I’ve been dancing around the actual meat of the episode mostly because it feels tremendously unimportant to its rhythms and movements, but “You Go To My Head” does have a centerpiece like “The Rehearsal,” albeit much smaller and more passive-aggressive. Edward Biben (Brennan Brown) returns as the orchestra’s business manager and provokes Rodrigo to performing a piece on the violin for $200,000, knowing that Rodrigo doesn’t play the violin in public anymore. But Rodrigo, sensing he’s in the presence of a manipulative hack, takes him up on his challenge and ups his price to $300,000. He first plays a straightforward rendition of “Twinkle Twinkle Little Star” that Edward balks at, claiming it’s not an adequate “return on investment,” so Rodrigo plays Mozart’s variation on that little ditty, effortlessly winning the crowd over all while twisting the imaginary knife in Edward’s stomach. It’s a fun scene, but it also illustrates something about Rodrigo and his relationship with the commerce side of art: He knows how to play these rich donors like instruments, and he knows some of that is required to be in this business, but it’s clear he also feels a little dirty while doing it.

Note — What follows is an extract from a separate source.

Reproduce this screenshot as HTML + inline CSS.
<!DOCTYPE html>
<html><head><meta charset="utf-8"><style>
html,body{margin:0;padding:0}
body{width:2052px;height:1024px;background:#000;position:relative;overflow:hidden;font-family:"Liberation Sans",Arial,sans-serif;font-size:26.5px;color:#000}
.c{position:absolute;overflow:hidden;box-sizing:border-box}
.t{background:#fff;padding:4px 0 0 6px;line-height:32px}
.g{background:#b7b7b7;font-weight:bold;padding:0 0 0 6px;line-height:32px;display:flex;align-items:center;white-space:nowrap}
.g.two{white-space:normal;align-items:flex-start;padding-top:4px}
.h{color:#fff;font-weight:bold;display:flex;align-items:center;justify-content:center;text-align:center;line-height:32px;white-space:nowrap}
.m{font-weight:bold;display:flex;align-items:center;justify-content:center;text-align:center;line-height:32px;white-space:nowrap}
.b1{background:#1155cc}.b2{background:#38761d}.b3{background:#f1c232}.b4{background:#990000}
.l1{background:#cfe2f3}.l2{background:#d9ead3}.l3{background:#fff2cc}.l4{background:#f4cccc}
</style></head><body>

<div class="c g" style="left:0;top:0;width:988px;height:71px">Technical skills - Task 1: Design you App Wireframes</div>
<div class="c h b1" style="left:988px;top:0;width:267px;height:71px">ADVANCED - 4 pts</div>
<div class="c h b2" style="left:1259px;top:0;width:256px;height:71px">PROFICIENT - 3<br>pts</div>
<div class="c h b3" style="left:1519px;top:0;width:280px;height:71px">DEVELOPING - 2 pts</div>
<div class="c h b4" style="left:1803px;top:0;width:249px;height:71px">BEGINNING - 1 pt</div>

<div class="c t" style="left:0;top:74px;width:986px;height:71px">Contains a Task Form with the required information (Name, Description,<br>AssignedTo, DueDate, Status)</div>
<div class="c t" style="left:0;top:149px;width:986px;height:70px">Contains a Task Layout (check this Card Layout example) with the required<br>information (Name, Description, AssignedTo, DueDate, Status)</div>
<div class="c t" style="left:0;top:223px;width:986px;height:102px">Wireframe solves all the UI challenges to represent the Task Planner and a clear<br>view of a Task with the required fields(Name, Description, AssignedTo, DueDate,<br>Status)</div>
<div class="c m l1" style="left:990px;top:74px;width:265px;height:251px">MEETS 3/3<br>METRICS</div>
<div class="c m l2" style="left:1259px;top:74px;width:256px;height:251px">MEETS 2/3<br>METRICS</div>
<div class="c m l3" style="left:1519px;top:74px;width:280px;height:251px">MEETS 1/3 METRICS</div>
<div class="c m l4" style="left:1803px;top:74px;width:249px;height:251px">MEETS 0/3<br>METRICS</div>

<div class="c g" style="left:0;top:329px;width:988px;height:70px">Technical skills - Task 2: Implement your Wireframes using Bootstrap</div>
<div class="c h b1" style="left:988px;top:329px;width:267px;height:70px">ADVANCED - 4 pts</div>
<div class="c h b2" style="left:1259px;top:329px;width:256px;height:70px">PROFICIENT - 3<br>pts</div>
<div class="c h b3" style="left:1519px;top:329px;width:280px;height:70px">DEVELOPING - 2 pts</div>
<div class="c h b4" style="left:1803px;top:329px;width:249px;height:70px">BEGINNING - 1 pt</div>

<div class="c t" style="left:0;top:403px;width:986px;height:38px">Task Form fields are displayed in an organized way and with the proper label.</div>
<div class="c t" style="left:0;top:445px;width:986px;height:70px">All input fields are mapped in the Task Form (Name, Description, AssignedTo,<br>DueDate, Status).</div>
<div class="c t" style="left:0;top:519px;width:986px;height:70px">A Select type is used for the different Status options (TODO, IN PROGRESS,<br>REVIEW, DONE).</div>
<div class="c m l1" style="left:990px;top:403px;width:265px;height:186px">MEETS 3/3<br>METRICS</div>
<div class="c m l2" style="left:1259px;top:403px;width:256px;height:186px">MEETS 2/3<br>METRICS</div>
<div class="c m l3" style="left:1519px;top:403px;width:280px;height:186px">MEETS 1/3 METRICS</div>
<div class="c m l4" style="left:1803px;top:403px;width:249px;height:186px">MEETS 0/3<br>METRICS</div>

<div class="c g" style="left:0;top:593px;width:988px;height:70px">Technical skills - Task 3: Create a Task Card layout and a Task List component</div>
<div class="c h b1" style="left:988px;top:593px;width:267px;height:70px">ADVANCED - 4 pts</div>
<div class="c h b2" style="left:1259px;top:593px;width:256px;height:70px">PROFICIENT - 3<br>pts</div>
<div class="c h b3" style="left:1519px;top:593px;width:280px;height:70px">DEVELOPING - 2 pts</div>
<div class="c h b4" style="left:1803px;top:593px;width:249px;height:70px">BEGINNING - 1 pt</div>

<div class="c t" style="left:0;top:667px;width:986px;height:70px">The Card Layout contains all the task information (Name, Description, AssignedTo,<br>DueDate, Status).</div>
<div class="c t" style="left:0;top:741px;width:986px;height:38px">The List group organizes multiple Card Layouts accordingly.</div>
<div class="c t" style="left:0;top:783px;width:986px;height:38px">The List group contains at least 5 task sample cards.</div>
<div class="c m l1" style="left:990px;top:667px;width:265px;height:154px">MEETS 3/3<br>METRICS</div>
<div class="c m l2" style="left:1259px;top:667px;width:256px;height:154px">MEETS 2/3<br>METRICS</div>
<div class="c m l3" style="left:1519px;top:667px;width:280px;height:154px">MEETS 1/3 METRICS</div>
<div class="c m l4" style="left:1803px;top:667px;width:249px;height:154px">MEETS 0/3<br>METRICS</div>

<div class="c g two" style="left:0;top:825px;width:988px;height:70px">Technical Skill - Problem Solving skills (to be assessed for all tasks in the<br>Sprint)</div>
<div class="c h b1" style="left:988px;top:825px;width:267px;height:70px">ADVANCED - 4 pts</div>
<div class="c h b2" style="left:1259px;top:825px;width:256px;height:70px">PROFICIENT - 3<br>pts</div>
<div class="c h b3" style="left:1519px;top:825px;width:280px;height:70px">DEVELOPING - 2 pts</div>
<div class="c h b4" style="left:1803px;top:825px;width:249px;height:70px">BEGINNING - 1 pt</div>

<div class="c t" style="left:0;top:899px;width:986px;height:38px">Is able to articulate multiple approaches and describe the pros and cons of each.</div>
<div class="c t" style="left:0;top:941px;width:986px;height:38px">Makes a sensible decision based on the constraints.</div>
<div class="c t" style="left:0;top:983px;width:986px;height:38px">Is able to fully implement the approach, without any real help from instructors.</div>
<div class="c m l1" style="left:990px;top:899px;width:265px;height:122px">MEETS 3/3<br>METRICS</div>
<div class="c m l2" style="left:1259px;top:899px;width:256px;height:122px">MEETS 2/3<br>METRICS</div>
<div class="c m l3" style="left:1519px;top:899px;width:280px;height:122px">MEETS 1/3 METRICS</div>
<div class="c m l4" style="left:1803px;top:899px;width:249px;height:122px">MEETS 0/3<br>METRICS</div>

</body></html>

It’s why Rodrigo wants so desperately to find Alice, who mesmerizes him with her talent as a flautist. When he finally meets her, he mostly projects his own fears onto Alice, talking about how it’s difficult to sacrifice everything he has to the music. He wishes he were like Alice, young enough when it’s all about the music and when the biggest struggle in your life is that your teacher won’t let you play Katy Perry songs. Rodrigo looks at Alice and sees someone so calm and self-possessed, someone who he probably once was but can’t ever be again, and it breaks his heart just a little bit to hear her talk honestly about music. Could Rodrigo simply be envisioning Alice? It’s possible. Coppola’s direction throws everything into question, and Alice calmly feeding a beautiful white horse indoors definitely makes the scene feel otherworldly, but it’s ultimately irrelevant. Alice is real to Rodrigo, and therefore, she’s real to us.

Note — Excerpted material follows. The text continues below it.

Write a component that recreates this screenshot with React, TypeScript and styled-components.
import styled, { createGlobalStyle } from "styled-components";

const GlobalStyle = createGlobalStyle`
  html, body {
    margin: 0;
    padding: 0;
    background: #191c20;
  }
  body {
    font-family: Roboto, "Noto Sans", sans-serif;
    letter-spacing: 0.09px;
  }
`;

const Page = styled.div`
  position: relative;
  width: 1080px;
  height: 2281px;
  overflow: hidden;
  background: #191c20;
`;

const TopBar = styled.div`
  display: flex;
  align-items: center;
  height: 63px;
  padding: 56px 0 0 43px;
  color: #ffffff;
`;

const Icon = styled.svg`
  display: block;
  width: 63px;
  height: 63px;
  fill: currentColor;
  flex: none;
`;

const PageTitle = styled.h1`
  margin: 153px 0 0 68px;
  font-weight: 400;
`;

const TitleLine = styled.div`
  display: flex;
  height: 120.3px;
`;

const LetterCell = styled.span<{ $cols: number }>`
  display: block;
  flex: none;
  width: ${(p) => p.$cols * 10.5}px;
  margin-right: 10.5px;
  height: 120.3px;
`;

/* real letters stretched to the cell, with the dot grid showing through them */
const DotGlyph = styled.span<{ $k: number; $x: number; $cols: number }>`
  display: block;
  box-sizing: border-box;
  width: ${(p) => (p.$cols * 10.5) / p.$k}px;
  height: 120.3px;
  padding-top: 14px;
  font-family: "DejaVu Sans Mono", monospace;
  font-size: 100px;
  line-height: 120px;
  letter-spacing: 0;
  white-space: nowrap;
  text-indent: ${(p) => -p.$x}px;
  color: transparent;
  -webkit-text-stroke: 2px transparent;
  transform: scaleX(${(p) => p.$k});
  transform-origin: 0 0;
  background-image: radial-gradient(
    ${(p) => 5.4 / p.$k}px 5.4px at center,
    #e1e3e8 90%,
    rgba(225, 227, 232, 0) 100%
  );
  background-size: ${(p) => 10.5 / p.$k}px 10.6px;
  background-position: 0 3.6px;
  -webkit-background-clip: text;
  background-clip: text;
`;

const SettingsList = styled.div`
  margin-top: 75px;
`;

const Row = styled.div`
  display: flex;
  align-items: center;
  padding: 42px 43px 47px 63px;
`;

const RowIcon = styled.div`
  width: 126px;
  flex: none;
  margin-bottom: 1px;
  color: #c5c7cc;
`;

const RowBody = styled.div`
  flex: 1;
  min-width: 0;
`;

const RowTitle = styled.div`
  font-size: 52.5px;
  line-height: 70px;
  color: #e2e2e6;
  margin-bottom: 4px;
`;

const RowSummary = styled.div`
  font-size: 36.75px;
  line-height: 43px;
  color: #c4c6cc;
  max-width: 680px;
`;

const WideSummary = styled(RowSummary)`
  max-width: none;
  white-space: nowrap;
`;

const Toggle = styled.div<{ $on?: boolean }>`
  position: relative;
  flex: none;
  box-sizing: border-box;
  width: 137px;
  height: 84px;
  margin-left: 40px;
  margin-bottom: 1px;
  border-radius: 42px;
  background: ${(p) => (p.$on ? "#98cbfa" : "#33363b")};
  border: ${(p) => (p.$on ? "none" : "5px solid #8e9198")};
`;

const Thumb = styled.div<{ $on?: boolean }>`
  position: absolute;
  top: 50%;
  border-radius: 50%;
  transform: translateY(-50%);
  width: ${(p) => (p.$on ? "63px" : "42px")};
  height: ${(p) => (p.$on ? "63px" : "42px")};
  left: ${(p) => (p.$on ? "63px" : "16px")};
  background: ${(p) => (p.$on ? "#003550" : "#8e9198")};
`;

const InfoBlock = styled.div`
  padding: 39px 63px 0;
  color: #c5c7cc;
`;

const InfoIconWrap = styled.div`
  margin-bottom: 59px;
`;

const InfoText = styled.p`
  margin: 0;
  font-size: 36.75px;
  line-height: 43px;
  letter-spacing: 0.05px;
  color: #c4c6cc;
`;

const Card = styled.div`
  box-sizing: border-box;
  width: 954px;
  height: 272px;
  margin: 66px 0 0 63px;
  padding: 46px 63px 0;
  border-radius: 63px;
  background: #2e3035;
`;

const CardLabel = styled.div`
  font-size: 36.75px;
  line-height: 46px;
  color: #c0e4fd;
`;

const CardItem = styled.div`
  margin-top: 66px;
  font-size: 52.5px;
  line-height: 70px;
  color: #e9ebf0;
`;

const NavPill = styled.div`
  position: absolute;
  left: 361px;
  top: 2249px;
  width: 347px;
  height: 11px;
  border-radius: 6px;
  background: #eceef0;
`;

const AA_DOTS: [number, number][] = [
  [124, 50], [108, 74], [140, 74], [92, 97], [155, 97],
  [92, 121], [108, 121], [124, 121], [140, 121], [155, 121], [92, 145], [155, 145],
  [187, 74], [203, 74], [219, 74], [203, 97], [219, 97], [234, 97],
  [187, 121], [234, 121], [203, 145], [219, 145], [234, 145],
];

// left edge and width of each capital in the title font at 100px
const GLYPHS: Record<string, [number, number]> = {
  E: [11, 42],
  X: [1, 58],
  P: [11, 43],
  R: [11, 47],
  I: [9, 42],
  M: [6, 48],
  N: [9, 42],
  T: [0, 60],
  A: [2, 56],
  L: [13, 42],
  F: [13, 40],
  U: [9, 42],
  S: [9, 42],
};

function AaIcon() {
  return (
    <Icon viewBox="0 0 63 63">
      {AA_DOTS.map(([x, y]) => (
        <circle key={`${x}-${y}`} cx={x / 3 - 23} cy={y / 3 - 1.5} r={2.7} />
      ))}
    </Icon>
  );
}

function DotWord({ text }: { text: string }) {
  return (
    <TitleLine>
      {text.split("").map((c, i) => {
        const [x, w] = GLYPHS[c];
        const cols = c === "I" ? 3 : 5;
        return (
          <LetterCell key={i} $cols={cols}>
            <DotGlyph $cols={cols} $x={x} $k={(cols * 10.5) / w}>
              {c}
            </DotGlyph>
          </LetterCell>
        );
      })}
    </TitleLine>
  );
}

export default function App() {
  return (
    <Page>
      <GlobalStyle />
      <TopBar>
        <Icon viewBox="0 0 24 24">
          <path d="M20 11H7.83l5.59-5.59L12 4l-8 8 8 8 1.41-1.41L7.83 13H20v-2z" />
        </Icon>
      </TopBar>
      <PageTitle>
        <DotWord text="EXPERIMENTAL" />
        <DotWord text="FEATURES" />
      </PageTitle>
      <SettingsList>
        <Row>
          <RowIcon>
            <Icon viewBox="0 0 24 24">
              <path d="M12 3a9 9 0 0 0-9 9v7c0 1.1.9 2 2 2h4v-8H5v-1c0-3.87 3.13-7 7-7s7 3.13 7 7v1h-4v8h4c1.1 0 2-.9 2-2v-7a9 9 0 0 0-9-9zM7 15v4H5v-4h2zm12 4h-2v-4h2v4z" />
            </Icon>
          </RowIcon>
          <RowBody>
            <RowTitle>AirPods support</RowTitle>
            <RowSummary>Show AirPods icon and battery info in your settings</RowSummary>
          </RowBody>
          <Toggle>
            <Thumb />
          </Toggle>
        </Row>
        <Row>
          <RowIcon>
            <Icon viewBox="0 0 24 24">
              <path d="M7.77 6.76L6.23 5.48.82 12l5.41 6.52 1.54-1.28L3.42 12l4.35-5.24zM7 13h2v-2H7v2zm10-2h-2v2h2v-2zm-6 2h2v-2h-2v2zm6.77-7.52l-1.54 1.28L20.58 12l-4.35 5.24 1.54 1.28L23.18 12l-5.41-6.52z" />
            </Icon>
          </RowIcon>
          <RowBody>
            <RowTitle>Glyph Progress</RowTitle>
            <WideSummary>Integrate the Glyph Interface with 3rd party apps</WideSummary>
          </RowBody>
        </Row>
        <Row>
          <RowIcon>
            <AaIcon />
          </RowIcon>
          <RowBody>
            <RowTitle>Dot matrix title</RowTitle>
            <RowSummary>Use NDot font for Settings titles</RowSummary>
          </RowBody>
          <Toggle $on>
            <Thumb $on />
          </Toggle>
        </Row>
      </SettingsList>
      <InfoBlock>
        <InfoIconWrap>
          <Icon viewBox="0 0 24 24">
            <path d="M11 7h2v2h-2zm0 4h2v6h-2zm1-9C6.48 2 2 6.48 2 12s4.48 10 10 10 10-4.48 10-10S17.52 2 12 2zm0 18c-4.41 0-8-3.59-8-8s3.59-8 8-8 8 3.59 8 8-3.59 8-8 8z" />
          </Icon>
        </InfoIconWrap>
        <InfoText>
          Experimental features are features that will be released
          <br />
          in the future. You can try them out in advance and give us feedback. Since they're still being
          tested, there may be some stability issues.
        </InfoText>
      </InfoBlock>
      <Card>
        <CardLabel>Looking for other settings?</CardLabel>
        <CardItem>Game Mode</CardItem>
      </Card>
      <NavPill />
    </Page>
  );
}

While Rodrigo is humiliating businessmen and talking with flaxen-haired little angels, Hailey spends the night talking with Warren, a rich man who’s genuinely interested in her. He asks her what it’s like to work for Rodrigo and why she chose the oboe. She eagerly responds, clearly glad to be in the company of someone who cares. At one point, Hailey apologizes to Warren for boring him, and Warren tells her that she’s telling him the story of how she invented herself, which is the most important thing in the world. It’s a little cheesy, but as Coppola’s camera circles the two of them, it feels appropriate. Everyone wants to take things from Hailey, like her money, her time, and her talent, but they never ask about her, except for Warren. While other shows would have played up a sexual or romantic angle to their meeting, Mozart In The Jungle communicates that it’s only interested in their conversation, and how a night talking with a stranger can be a wonderfully enriching experience.

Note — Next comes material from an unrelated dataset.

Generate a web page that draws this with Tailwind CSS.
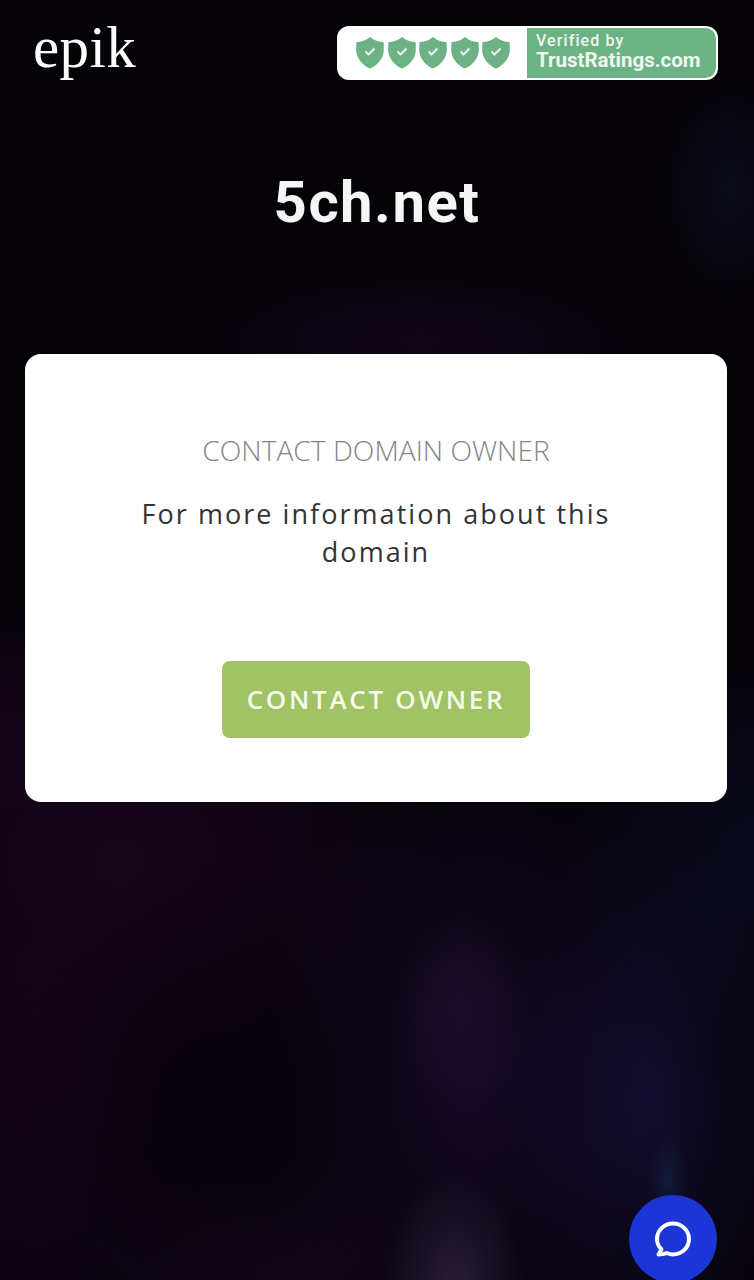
<!DOCTYPE html>
<html lang="en">
<head>
<meta charset="utf-8">
<script src="https://cdn.jsdelivr.net/npm/@tailwindcss/browser@4"></script>
<title>5ch.net</title>
</head>
<body class="m-0">
<div class="relative w-[754px] h-[1280px] overflow-hidden bg-[#050208] font-['Open_Sans',sans-serif] bg-[radial-gradient(ellipse_170px_230px_at_195px_1090px,#070109ee,transparent),radial-gradient(ellipse_70px_120px_at_455px_1290px,#2f2440cc,transparent),radial-gradient(ellipse_70px_110px_at_460px_1010px,#201230aa,transparent),radial-gradient(ellipse_20px_45px_at_668px_1180px,#12284a99,transparent),radial-gradient(ellipse_150px_280px_at_650px_1100px,#151038bb,transparent),radial-gradient(ellipse_220px_330px_at_480px_1080px,#180a2ccc,transparent),radial-gradient(ellipse_200px_200px_at_760px_860px,#0c0d26cc,transparent),radial-gradient(ellipse_320px_280px_at_120px_860px,#1c0520dd,transparent),radial-gradient(ellipse_240px_300px_at_40px_1100px,#16041ecc,transparent),radial-gradient(ellipse_200px_120px_at_280px_1270px,#1d0a2899,transparent),radial-gradient(ellipse_220px_70px_at_420px_340px,#1c0a2b88,transparent),radial-gradient(ellipse_70px_110px_at_730px_190px,#12142c88,transparent),radial-gradient(ellipse_120px_120px_at_0px_740px,#1a051f99,transparent)]">

  <header class="flex items-start justify-between pl-[33px] pr-[36px] pt-[26px]">
    <div class="font-['Liberation_Serif',serif] text-white text-[59px] leading-[42px] tracking-[0.4px] w-[103px] h-[54px]">epik</div>
    <div class="flex w-[381px] h-[54px] rounded-[12px] border-2 border-white bg-white overflow-hidden">
      <div class="w-[188px] flex items-center gap-[1.500px] pl-[16px] pb-[2px]">
        <svg class="w-[30px] h-[33px]" viewBox="0 0 30 33"><path fill="#6db285" d="M15 1 C19 4.500 23.500 6 28.500 6 C29 12 29 16 28 19 C26 25 21 30 15 32.500 C9 30 4 25 2 19 C1 16 1 12 1.500 6 C6.500 6 11 4.500 15 1 Z"/><path d="M10.500 15.500 L13.500 18.500 L19.500 12.500" fill="none" stroke="#e8f5ec" stroke-width="2"/></svg>
        <svg class="w-[30px] h-[33px]" viewBox="0 0 30 33"><path fill="#6db285" d="M15 1 C19 4.500 23.500 6 28.500 6 C29 12 29 16 28 19 C26 25 21 30 15 32.500 C9 30 4 25 2 19 C1 16 1 12 1.500 6 C6.500 6 11 4.500 15 1 Z"/><path d="M10.500 15.500 L13.500 18.500 L19.500 12.500" fill="none" stroke="#e8f5ec" stroke-width="2"/></svg>
        <svg class="w-[30px] h-[33px]" viewBox="0 0 30 33"><path fill="#6db285" d="M15 1 C19 4.500 23.500 6 28.500 6 C29 12 29 16 28 19 C26 25 21 30 15 32.500 C9 30 4 25 2 19 C1 16 1 12 1.500 6 C6.500 6 11 4.500 15 1 Z"/><path d="M10.500 15.500 L13.500 18.500 L19.500 12.500" fill="none" stroke="#e8f5ec" stroke-width="2"/></svg>
        <svg class="w-[30px] h-[33px]" viewBox="0 0 30 33"><path fill="#6db285" d="M15 1 C19 4.500 23.500 6 28.500 6 C29 12 29 16 28 19 C26 25 21 30 15 32.500 C9 30 4 25 2 19 C1 16 1 12 1.500 6 C6.500 6 11 4.500 15 1 Z"/><path d="M10.500 15.500 L13.500 18.500 L19.500 12.500" fill="none" stroke="#e8f5ec" stroke-width="2"/></svg>
        <svg class="w-[30px] h-[33px]" viewBox="0 0 30 33"><path fill="#6db285" d="M15 1 C19 4.500 23.500 6 28.500 6 C29 12 29 16 28 19 C26 25 21 30 15 32.500 C9 30 4 25 2 19 C1 16 1 12 1.500 6 C6.500 6 11 4.500 15 1 Z"/><path d="M10.500 15.500 L13.500 18.500 L19.500 12.500" fill="none" stroke="#e8f5ec" stroke-width="2"/></svg>
      </div>
      <div class="flex-1 bg-[#6db285] rounded-r-[10px] flex flex-col justify-center pl-[9px] pb-[4px] font-['Roboto',sans-serif] text-[#eef7f0]">
        <div class="text-[16px] leading-[18px] font-medium tracking-[1.100px]">Verified by</div>
        <div class="text-[20.500px] leading-[20px] font-bold">TrustRatings.com</div>
      </div>
    </div>
  </header>

  <h1 class="mt-[90px] text-center font-['Roboto',sans-serif] font-bold text-[58px] leading-[64px] tracking-[1.500px] text-[#f5f5f5]">5ch.net</h1>

  <section class="ml-[25px] mt-[120px] w-[702px] h-[448px] rounded-[16px] bg-white pt-[81px] text-center">
    <h2 class="text-[28.200px] leading-[30px] font-light text-[#858585]">CONTACT DOMAIN OWNER</h2>
    <p class="mx-auto mt-[30px] w-[520px] text-[27px] leading-[38px] tracking-[2.050px] text-[#333333]">For more information about this domain</p>
    <a class="mx-auto mt-[90px] flex items-center justify-center w-[308px] h-[77px] rounded-[8px] bg-[#a1c265] text-[26px] font-semibold tracking-[2.700px] text-[#f6faea]">CONTACT OWNER</a>
  </section>

  <button class="absolute left-[629px] top-[1195px] w-[88px] h-[88px] rounded-full bg-[#1c35d6] flex items-center justify-center" aria-label="Chat">
    <svg class="w-[38px] h-[38px]" viewBox="0 0 38 38" fill="none"><path d="M4.500 34.500 L7.500 29.500 C4.500 26.500 3 23 3 19 C3 10.500 10 3.500 19 3.500 C28 3.500 35 10.500 35 19 C35 27.500 28 34.500 19 34.500 C17 34.500 15 34 13 33 C10.500 34 7.500 34.500 4.500 34.500 Z" stroke="#ffffff" stroke-width="4" stroke-linejoin="round"/></svg>
  </button>
</div>
</body>
</html>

But then the spell breaks as it was bound to do. In the early hours of the morning, Rodrigo is playing soccer and attempts to perform some kind of flip kick and breaks his nose. We then cut to Hailey and Rodrigo riding in the back of an ambulance. Rodrigo asks Hailey if she finished her assignment. She tells him she did, and she may have found a little experience along the way. He decides then the trip was worth it, and the episode drifts away from us. I share Rodrigo’s sentiment when it comes to Mozart In The Jungle. I said this in my last review, but if these are the highs that the series can reach, it’s worth going through some messy storytelling and muddled characterizations. “You Go To My Head” is worthy of your attention. It’s worthy of your time. It’s worthy of your dreams.

Stray Observations:

  • There were so many things that I couldn’t fit into this review. Maybe most importantly was Lizzie’s story. We learn that she hid most of her upper-class upbringing from Hailey as she’s family friends with the Sheiffelbein family and has been going to their house since she was little. Lizzie spends time with Evan Byers, who sweetly tells her that he never forgot her Billie Holiday costume for eighth grade Halloween and how she sang “You Go To My Head” so beautifully.
  • The other major story is the one with the musicians who are carted off into the kitchen and kept mostly behind the scenes. They deal with a gruff woman who tells them they’re not allowed to talk to guests nor consume any of the food. Rodrigo sneaks them some caviar and Union Bob steals some champagne for them, so all is well.
  • Roman Coppola is a frequent collaborator with Wes Anderson and has co-written The Darjeeling Limited and Moonrise Kingdom. He’s also directed a couple films (CQ and A Glimpse Inside The Mind of Charles Swan III) and many, many music videos, including Daft Punk’s “Revolution 909” and The Strokes’ “Someday”.
  • Rodrigo has just discovered an Arnold Palmer. He thinks they’re fantastic.
  • Claire indirectly confronts Cynthia about her affair with Thomas. Also, no one knows where Thomas is, which I find funny.
  • Rodrigo’s advice to young musicians: “Read widely, travel extensively, and under no circumstances, tattoo the name of a lover on their ass.”
  • “It’s named after a famous tennis player.” “Golfer.” “He was good at many things.”
  • “Don’t call me ma’am, you little douchebags.”
  • “Well, I just got some downers from a little old lady, do you want to explore and experience that?”
  • “In between sets, you’re not allowed to speak to the guests or interact with them in anyway.” “That’s classist. It’s also prohibited by union rules.”
  • “I was like a little alien who lived on an alternate planet from normal children. I had my oboe and I had the music, which was always running through my head. And, um, then I eventually found the other aliens. That made things really worthwhile.”